1. Can you talk about “Mad Men?” Yep. (-10)
2. Can you talk about the “The Sopranos?” Sure. (-5)
3. Do you know who replaced Bob Barker on “The Price Is Right?” Yep, he’s a former jarhead. (+20)
4. Have you watched an Oprah show from beginning to end? Sadly…yep. (+1)
5. Can you hold forth animatedly about yoga? Animatedly? Um, no. (+0)
6. How about pilates? Only to bitch about its most religious adherents. (+10)
7. How about skiing? Nope. (+5)
8. Mountain biking? Nope. (+5)
9. Do you know who Jimmie Johnson is? Yes, and I even know he’s not actually a Southerner. (+20)
10. Does the acronym MMA mean anything to you? Does it! Did you see Brock Lesnar get schooled by Cain Velasquez the other night? (+50)
11. Can you talk about books endlessly? Indeed. (-50)
12. Have you ever read a “Left Behind” novel? Yes, and I can tell my Tim LaHaye from my Hal Lindsey. (+30)
13. How about a Harlequin romance? Yes…and it was NASCAR-themed. (+100.)
14. Do you take interesting vacations? While stationed in Iraq (+5000), I once took leave in Paris (-5000).
15. Do you know a great backpacking spot in the Sierra Nevada? No, but my dog peed on the Continental Divide once. (+1)
16. What about an exquisite B&B overlooking Boothbay Harbor? Huh? (+5)
17. Would you be caught dead in an RV? I’ve ridden in one, but would prefer not to die in one. (+0)
18. Would you be caught dead on a cruise ship? Do USS Constitution, Rhode Island, or Boone count? (+25)
19. Have you ever heard of of Branson, Mo? Yep. Like Memphis and Graceland better, though. (+25)
20. Have you ever attended a meeting of a Kiwanis Club? Nope. (-20)
21. How about the Rotary Club? (-20)
22. Have you lived for at least a year in a small town? Raised in Saugerties, NY. You tell me. (+25)
23. Have you lived for a year in an urban neighborhood in which most of your neighbors did not have college degrees? It’s called Hamilton Heights, but you probably just know it as Harlem. (+25)

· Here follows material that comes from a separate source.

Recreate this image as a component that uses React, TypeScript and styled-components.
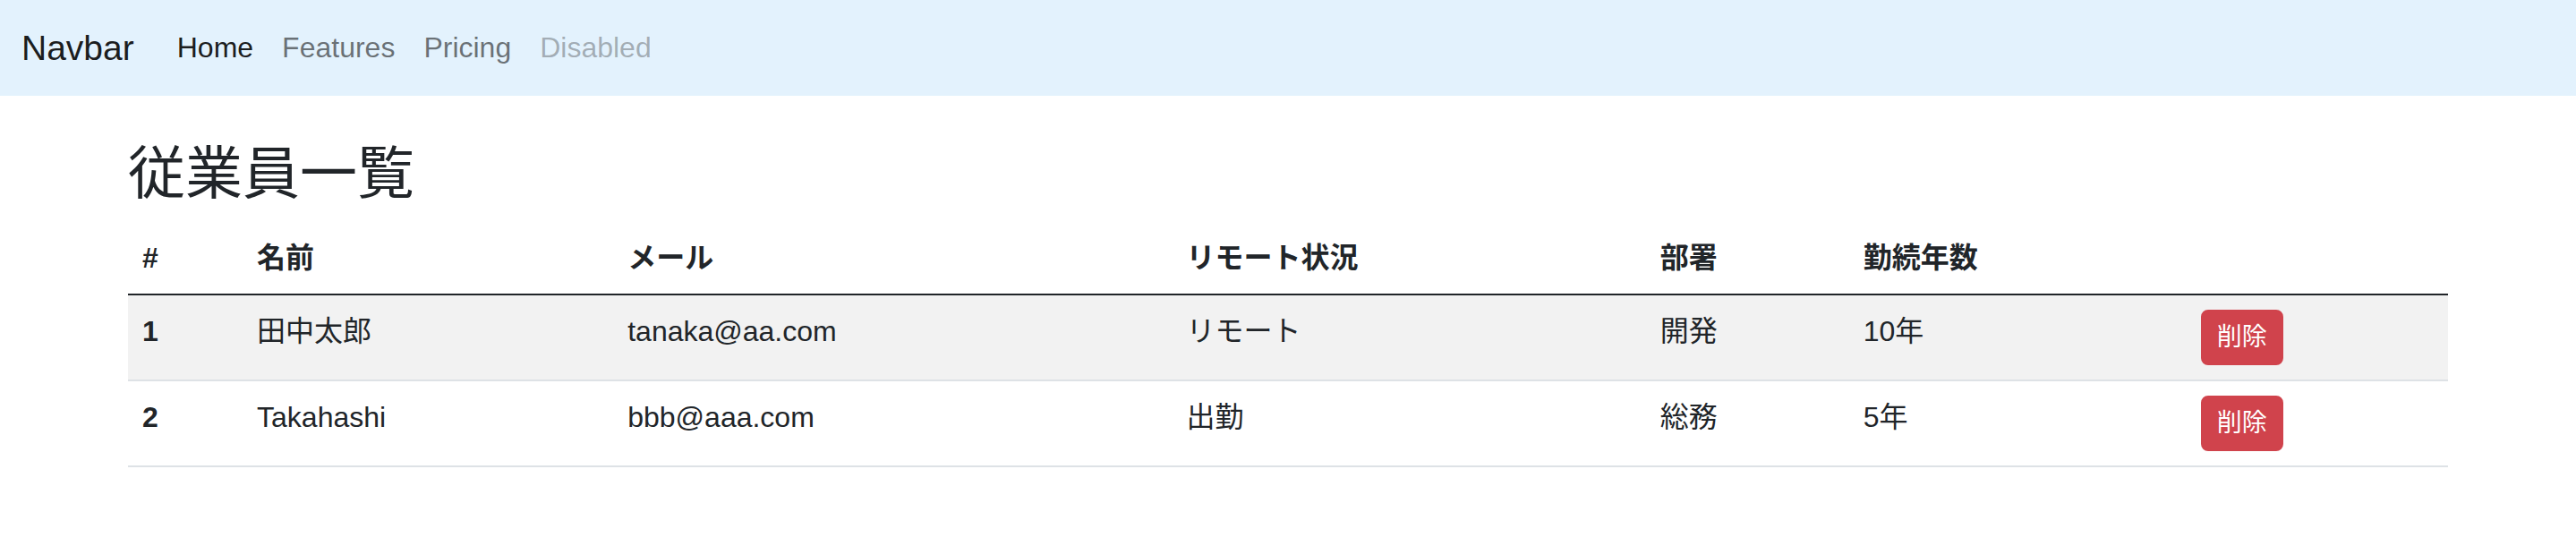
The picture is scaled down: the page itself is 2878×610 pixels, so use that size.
import React from 'react'
import styled, { createGlobalStyle } from 'styled-components'

const GlobalStyle = createGlobalStyle`
  body {
    margin: 0;
    background: #fff;
    color: #212529;
    font-family: "Liberation Sans", "Noto Sans CJK JP", sans-serif;
  }
`

const NavBar = styled.nav`
  display: flex;
  align-items: center;
  height: 107px;
  padding: 0 24px;
  background: #e3f2fd;
`

const Brand = styled.a`
  font-size: 39px;
  color: rgba(0, 0, 0, 0.9);
  text-decoration: none;
  margin-right: 32px;
`

const NavList = styled.div`
  display: flex;
  align-items: center;
`

const NavLink = styled.a<{ $state?: 'active' | 'disabled' }>`
  font-size: 32px;
  padding: 0 16px;
  text-decoration: none;
  color: ${(p) =>
    p.$state === 'active' ? 'rgba(0,0,0,0.9)' : p.$state === 'disabled' ? 'rgba(0,0,0,0.3)' : 'rgba(0,0,0,0.55)'};
`

const Container = styled.main`
  max-width: 2592px;
  margin: 0 auto;
  padding-top: 49px;
`

const Title = styled.h2`
  margin: 0 0 15px 0;
  font-size: 64px;
  line-height: 77px;
  font-weight: 400;
`

const Table = styled.table`
  width: 100%;
  border-collapse: collapse;
  table-layout: fixed;
  vertical-align: top;
  font-size: 32px;
  line-height: 48px;
`

const Th = styled.th`
  text-align: left;
  font-weight: 700;
  padding: 16px;
  border-bottom: 2px solid #212529;
`

const Row = styled.tr<{ $striped?: boolean }>`
  background: ${(p) => (p.$striped ? '#f2f2f2' : '#fff')};
  border-bottom: 2px solid #dee2e6;
`

const Td = styled.td<{ $bold?: boolean }>`
  padding: 16px;
  vertical-align: top;
  font-weight: ${(p) => (p.$bold ? 700 : 400)};
`

const DeleteButton = styled.button`
  font-family: inherit;
  font-size: 28px;
  line-height: 42px;
  padding: 8px 16px;
  color: #fff;
  background: #d0434c;
  border: 2px solid #d0434c;
  border-radius: 8px;
  cursor: pointer;
  display: block;
`

const widths = [128, 414, 624, 529, 227, 377, 292]

const employees = [
  { id: 1, name: '田中太郎', mail: 'tanaka@aa.com', remote: 'リモート', dept: '開発', years: '10年' },
  { id: 2, name: 'Takahashi', mail: 'bbb@aaa.com', remote: '出勤', dept: '総務', years: '5年' },
]

export default function App() {
  return (
    <>
      <GlobalStyle />
      <NavBar>
        <Brand href="#">Navbar</Brand>
        <NavList>
          <NavLink href="#" $state="active">Home</NavLink>
          <NavLink href="#">Features</NavLink>
          <NavLink href="#">Pricing</NavLink>
          <NavLink $state="disabled">Disabled</NavLink>
        </NavList>
      </NavBar>
      <Container>
        <Title>従業員一覧</Title>
        <Table>
          <colgroup>
            {widths.map((w, i) => (
              <col key={i} style={{ width: w }} />
            ))}
          </colgroup>
          <thead>
            <tr>
              <Th>#</Th>
              <Th>名前</Th>
              <Th>メール</Th>
              <Th>リモート状況</Th>
              <Th>部署</Th>
              <Th>勤続年数</Th>
              <Th></Th>
            </tr>
          </thead>
          <tbody>
            {employees.map((e, i) => (
              <Row key={e.id} $striped={i % 2 === 0}>
                <Td $bold>{e.id}</Td>
                <Td>{e.name}</Td>
                <Td>{e.mail}</Td>
                <Td>{e.remote}</Td>
                <Td>{e.dept}</Td>
                <Td>{e.years}</Td>
                <Td>
                  <DeleteButton>削除</DeleteButton>
                </Td>
              </Row>
            ))}
          </tbody>
        </Table>
      </Container>
    </>
  )
}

24. Have you spent at least a year with a family income less than twice the poverty line? I live on the poverty line now. Growing up, my family lived in a trailer in the woods and subsisted for a winter on frozen sausage and saved-up garden herbs. (+500)

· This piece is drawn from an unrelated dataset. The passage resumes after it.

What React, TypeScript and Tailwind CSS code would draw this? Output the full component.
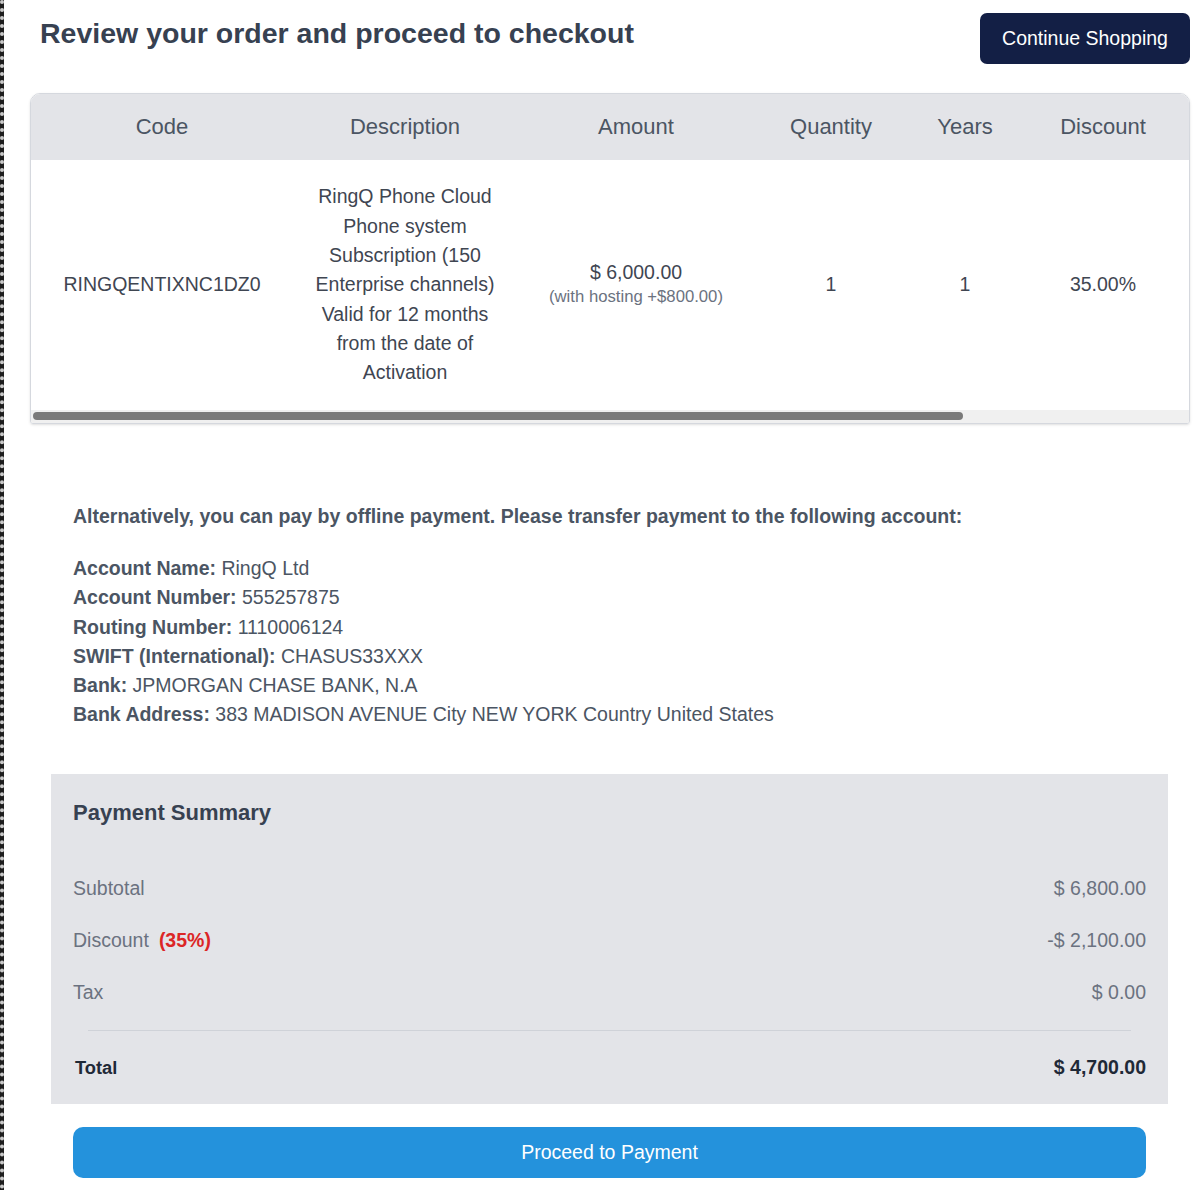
import React from "react";

const columns = [
  { key: "code", label: "Code", width: 262 },
  { key: "description", label: "Description", width: 224 },
  { key: "amount", label: "Amount", width: 238 },
  { key: "quantity", label: "Quantity", width: 152 },
  { key: "years", label: "Years", width: 116 },
  { key: "discount", label: "Discount", width: 160 },
];

// the table is wider than its box; the rest is out of view behind the scrollbar
const HIDDEN_WIDTH = 290;

const bankDetails = [
  { label: "Account Name:", value: "RingQ Ltd" },
  { label: "Account Number:", value: "555257875" },
  { label: "Routing Number:", value: "1110006124" },
  { label: "SWIFT (International):", value: "CHASUS33XXX" },
  { label: "Bank:", value: "JPMORGAN CHASE BANK, N.A" },
  { label: "Bank Address:", value: "383 MADISON AVENUE City NEW YORK Country United States" },
];

function SummaryRow({ label, value, extra }: { label: string; value: string; extra?: string }) {
  return (
    <div className="flex h-[52px] items-center justify-between text-[19.5px] text-[#6b7280]">
      <span>
        {label}
        {extra ? <span className="ml-[10px] font-bold text-[#dc2626]">{extra}</span> : null}
      </span>
      <span>{value}</span>
    </div>
  );
}

export default function App() {
  return (
    <div
      className="flex min-h-[1190px] w-full bg-white"
      style={{ fontFamily: '"Liberation Sans", Arial, sans-serif' }}
    >
      <div className="w-1 shrink-0 border-l-4 border-dotted border-[#c9c9c9] bg-[#1d1d1d]" />

      <div className="min-w-0 flex-1 pl-[26px] pr-[10px]">
        {/* header */}
        <div className="flex items-start justify-between pt-[13px]">
          <h1 className="ml-[10px] text-[28.5px] font-bold leading-[40px] text-[#374151]">
            Review your order and proceed to checkout
          </h1>
          <button
            type="button"
            className="h-[51px] w-[210px] rounded-[7px] bg-[#131f45] text-[19.5px] text-white"
          >
            Continue Shopping
          </button>
        </div>

        {/* order table */}
        <div className="mt-[29px] overflow-hidden rounded-t-[10px] rounded-b-[3px] border border-[#d5d8de] shadow-sm">
          <div className="overflow-hidden">
            <table className="table-fixed border-collapse" style={{ width: 1152 + HIDDEN_WIDTH }}>
              <colgroup>
                {columns.map((c) => (
                  <col key={c.key} style={{ width: c.width }} />
                ))}
                <col style={{ width: HIDDEN_WIDTH }} />
              </colgroup>
              <thead>
                <tr className="h-[66px] bg-[#e3e4e8]">
                  {columns.map((c) => (
                    <th key={c.key} className="pb-[2px] text-center text-[22px] font-normal text-[#4b5563]">
                      {c.label}
                    </th>
                  ))}
                  <th />
                </tr>
              </thead>
              <tbody>
                <tr className="h-[250px] text-center align-middle text-[19.5px] text-[#3f4652]">
                  <td>RINGQENTIXNC1DZ0</td>
                  <td className="px-[19px] leading-[29.3px]">
                    RingQ Phone Cloud Phone system Subscription (150 Enterprise channels) Valid for 12 months from the date of Activation
                  </td>
                  <td>
                    <div className="leading-[24px]">$ 6,000.00</div>
                    <div className="text-[16.7px] leading-[26px] text-[#6b7280]">(with hosting +$800.00)</div>
                  </td>
                  <td>1</td>
                  <td>1</td>
                  <td>35.00%</td>
                  <td />
                </tr>
              </tbody>
            </table>
          </div>
          <div className="h-[13px] bg-[#f0f0f0] pt-[2px] pl-[2px]">
            <div className="h-[8px] w-[930px] rounded-full bg-[#7a7a7a]" />
          </div>
        </div>

        <div className="ml-[21px] mr-[22px]">
          {/* offline payment */}
          <div className="mt-[78px] px-[22px] text-[#4b5563]">
            <p className="text-[19.5px] font-bold leading-[29px]">
              Alternatively, you can pay by offline payment. Please transfer payment to the following account:
            </p>
            <div className="mt-[23px] text-[19.5px] leading-[29.3px]">
              {bankDetails.map((d) => (
                <div key={d.label}>
                  <span className="font-bold">{d.label}</span> {d.value}
                </div>
              ))}
            </div>
          </div>

          {/* payment summary */}
          <div className="mt-[44px] bg-[#e3e4e8] px-[22px] pt-[22px] pb-[10px]">
            <h2 className="text-[22px] font-bold leading-[33px] text-[#374151]">Payment Summary</h2>
            <div className="mt-[34px]">
              <SummaryRow label="Subtotal" value="$ 6,800.00" />
              <SummaryRow label="Discount" extra="(35%)" value="-$ 2,100.00" />
              <SummaryRow label="Tax" value="$ 0.00" />
            </div>
            <div className="mx-[15px] mt-[11px] h-px bg-[#cfd2d8]" />
            <div className="mt-[11px] flex h-[52px] items-center justify-between font-bold text-[#1f2937]">
              <span className="pl-[2px] text-[18.3px]">Total</span>
              <span className="text-[19.5px]">$ 4,700.00</span>
            </div>
          </div>

          <div className="mt-[23px] px-[22px]">
            <button
              type="button"
              className="h-[51px] w-full rounded-[10px] bg-[#2492dc] text-[19.5px] text-white"
            >
              Proceed to Payment
            </button>
          </div>
        </div>
      </div>
    </div>
  );
}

25. Do you have a close friend who is an evangelical Christian? Or half my family? Here’s where they worshiped. (+50)
26. Have you ever visited a factory floor? Yep. (+10)
27. Have you worked on one? No (-10), but I applied and was rejected for a job on a Motorola line (+10), and went back to waiting tables and teaching for another three years (+50).

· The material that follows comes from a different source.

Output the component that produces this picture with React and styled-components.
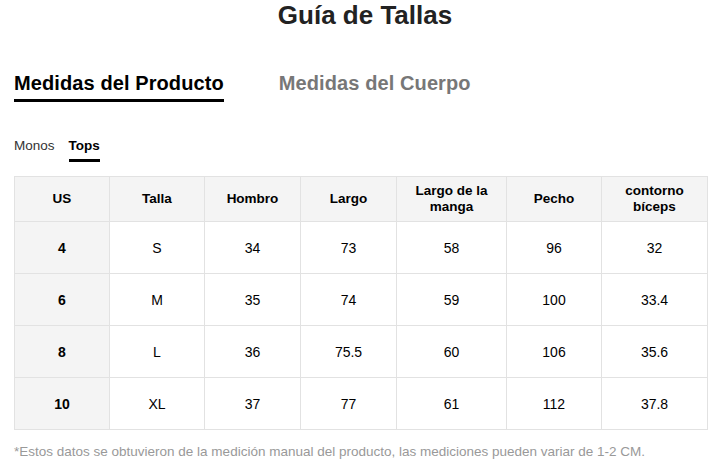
import React, { useState } from "react";
import styled, { createGlobalStyle } from "styled-components";

const GlobalStyle = createGlobalStyle`
  body {
    margin: 0;
    background: #fff;
    font-family: "Liberation Sans", Arial, sans-serif;
    color: #222;
  }
`;

const Page = styled.div`
  padding: 0 10px 0 14px;
`;

const Title = styled.h2`
  margin: 0;
  padding-left: 9px;
  font-size: 26px;
  line-height: 30px;
  font-weight: bold;
  text-align: center;
  color: #222;
`;

const TabBar = styled.div`
  display: flex;
  gap: 55px;
  margin-top: 40px;
`;

const Tab = styled.div`
  font-size: 20px;
  font-weight: bold;
  letter-spacing: 0.1px;
  line-height: 26px;
  padding-bottom: 3px;
  color: ${(p) => (p.$active ? "#000" : "#777")};
  border-bottom: 3px solid ${(p) => (p.$active ? "#000" : "transparent")};
  cursor: pointer;
`;

const SubTabBar = styled.div`
  display: flex;
  gap: 14px;
  margin-top: 35px;
`;

const SubTab = styled.div`
  font-size: 13.5px;
  line-height: 18px;
  padding-bottom: 4px;
  font-weight: ${(p) => (p.$active ? "bold" : "normal")};
  color: ${(p) => (p.$active ? "#000" : "#333")};
  border-bottom: 3px solid ${(p) => (p.$active ? "#000" : "transparent")};
  cursor: pointer;
`;

const Table = styled.table`
  margin-top: 14px;
  border-collapse: collapse;
  table-layout: fixed;
  width: 693px;
`;

const Th = styled.th`
  background: #f4f4f4;
  border: 1px solid #e2e2e2;
  height: 44px;
  padding: 0 8px;
  font-size: 13.5px;
  line-height: 16px;
  font-weight: bold;
  color: #000;
  text-align: center;
`;

const Td = styled.td`
  background: ${(p) => (p.$lead ? "#f4f4f4" : "#fff")};
  border: 1px solid #e2e2e2;
  height: 51px;
  padding: 0 8px;
  font-size: 14px;
  font-weight: ${(p) => (p.$lead ? "bold" : "normal")};
  color: #000;
  text-align: center;
`;

const Note = styled.p`
  margin: 14px 0 0;
  font-size: 13.5px;
  color: #999;
`;

const columns = [
  { label: "US", width: 95 },
  { label: "Talla", width: 95 },
  { label: "Hombro", width: 96 },
  { label: "Largo", width: 96 },
  { label: "Largo de la manga", width: 110 },
  { label: "Pecho", width: 95 },
  { label: "contorno bíceps", width: 106 },
];

const rows = [
  ["4", "S", "34", "73", "58", "96", "32"],
  ["6", "M", "35", "74", "59", "100", "33.4"],
  ["8", "L", "36", "75.5", "60", "106", "35.6"],
  ["10", "XL", "37", "77", "61", "112", "37.8"],
];

export default function App() {
  const [tab, setTab] = useState(0);
  const [sub, setSub] = useState(1);
  return (
    <Page>
      <GlobalStyle />
      <Title>Guía de Tallas</Title>
      <TabBar>
        {["Medidas del Producto", "Medidas del Cuerpo"].map((t, i) => (
          <Tab key={t} $active={tab === i} onClick={() => setTab(i)}>
            {t}
          </Tab>
        ))}
      </TabBar>
      <SubTabBar>
        {["Monos", "Tops"].map((t, i) => (
          <SubTab key={t} $active={sub === i} onClick={() => setSub(i)}>
            {t}
          </SubTab>
        ))}
      </SubTabBar>
      <Table>
        <colgroup>
          {columns.map((c) => (
            <col key={c.label} style={{ width: c.width }} />
          ))}
        </colgroup>
        <thead>
          <tr>
            {columns.map((c) => (
              <Th key={c.label}>{c.label}</Th>
            ))}
          </tr>
        </thead>
        <tbody>
          {rows.map((r) => (
            <tr key={r[0]}>
              {r.map((v, i) => (
                <Td key={i} $lead={i === 0}>
                  {v}
                </Td>
              ))}
            </tr>
          ))}
        </tbody>
      </Table>
      <Note>
        *Estos datos se obtuvieron de la medición manual del producto, las
        mediciones pueden variar de 1-2 CM.
      </Note>
    </Page>
  );
}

Question my weighting if you like, but I appear to stand firmly in plebeian territory at 853 points. Also, I feel it fair to point out that I actually was a plebe once—in fact, my plebe-year class at the Naval Academy was documented in a photo exhibition (+1000), but the photographer is now President Obama’s official White House photog (-1500). Which brings me a little closer to normal.

By the by, Murray, the architect of this kulturkampf litmus test, is a truly plebeian fellow of the Washington-based right-wing think thank the American Enterprise Institute. He’s a 1965 graduate of Harvard, with a Ph.D. from MIT (-20000), but I won’t knock him on it, since after Annapolis I too went to an Ivy (as well as a state school), and like me, he sounds like he got there on his own hard work and financed an education himself. And Lord knows there’s nothing more elitist than drawing unfair, generalizing conclusions about people you haven’t bothered to meet!

Do you disagree with my self-assessment? Or perhaps with Murray’s asinine standards of “real” petit bourgeois Americanness? I’d run them past my parents, but their AOL dial-up connection takes forever to load a page, and since they still have to run a small business with little savings and no health insurance, they tend not to have that sort of free time (+1000000).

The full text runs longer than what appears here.